Data visualization is a critical step in the data analysis process, since this is the step that allow us to go from raw data to interpretable insights. It is not only important for communication purposes, where an effective chart is invaluable for conveying complex ideas (e.g., papers, presentations…), but also for us as analysts. Visualization helps analysts explore their data more intuitively, identify biases, and uncover hidden patterns or outliers that might otherwise be unnoticed. In bioinformatics and omics data analysis, where datasets are often vast and complex, this step is absolutely essential.
Data visualization is probably one of the main strengths of R. It offers two main ways to make plots:
ggplot2, the most popular R package with data analysts
because of its flexibility.I will introduce both of them, but it will be your choice when to use them.
R-base (without the installation of any other R package) can produce a variate of plots. Here, only some of them will explained, plotting in general is an art that can be only mastered through practice, so keep it up!
x <- 1:10
y <- 2 * x
plot(
x, y, xlab = "This is the label for the x axis",
ylab = "Label for the y axis",
main = "Random plot",
col = "darkred", cex = 1.5
)
abline(h = 5, lty = 2, col = "darkblue")
abline(v = 6.5, lty = 1, col = "gold")
You can change the color and shape of points using the
col and pch arguments, respectively.
## it creates an empty canvas where other plot variables can draw
plot(c(1, 21), c(1, 2.3), type = "n", axes = FALSE, ann = FALSE)
## points by color (col)
points(1:20, rep(2, 20), pch = 16, col = rainbow(20))

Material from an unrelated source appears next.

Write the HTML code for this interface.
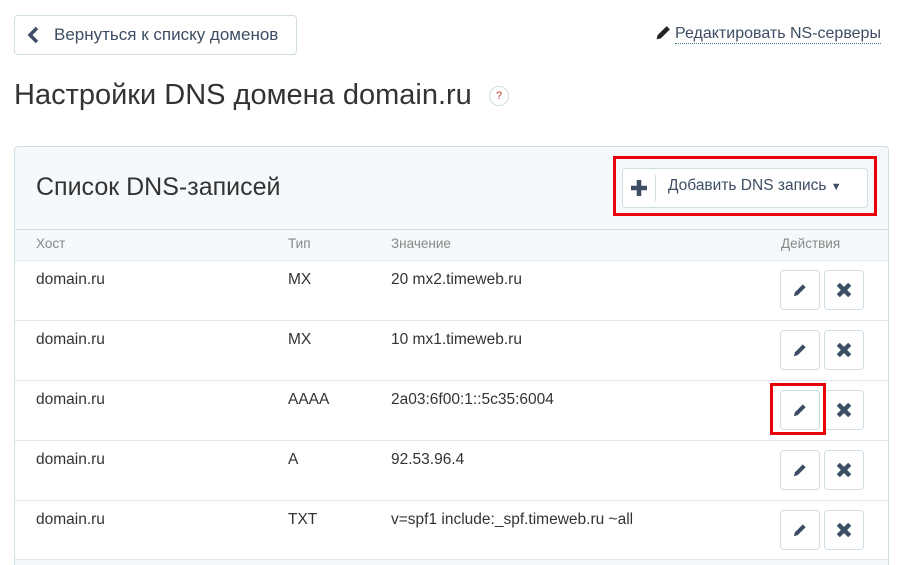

text(11, 2.2, "col", cex = 1.3)
## points by shape (pch)
points(1:20, rep(1, 20), pch = 1:20)
text(1:20, 1.2, labels = 1:20)
text(11, 1.5, "pch", cex = 1.3)
To understand the parameters, what you need to modify if you want to
change anything of the plot, etc, please, read ?plot().
This is the only way. Let’s put some examples that may serve you as a
guide.
set.seed(123)
df.data <- data.frame(
X = rnorm(1000, mean = 1000, sd = 10),
Y = rpois(100, n = 1000),
Category.1 = factor(sample(LETTERS[1:3], size = 1000, replace = T)),
Z = rnorm(1000, mean = 12, sd = 6)
)
with(df.data, plot(Y ~ X, col = "darkgreen"))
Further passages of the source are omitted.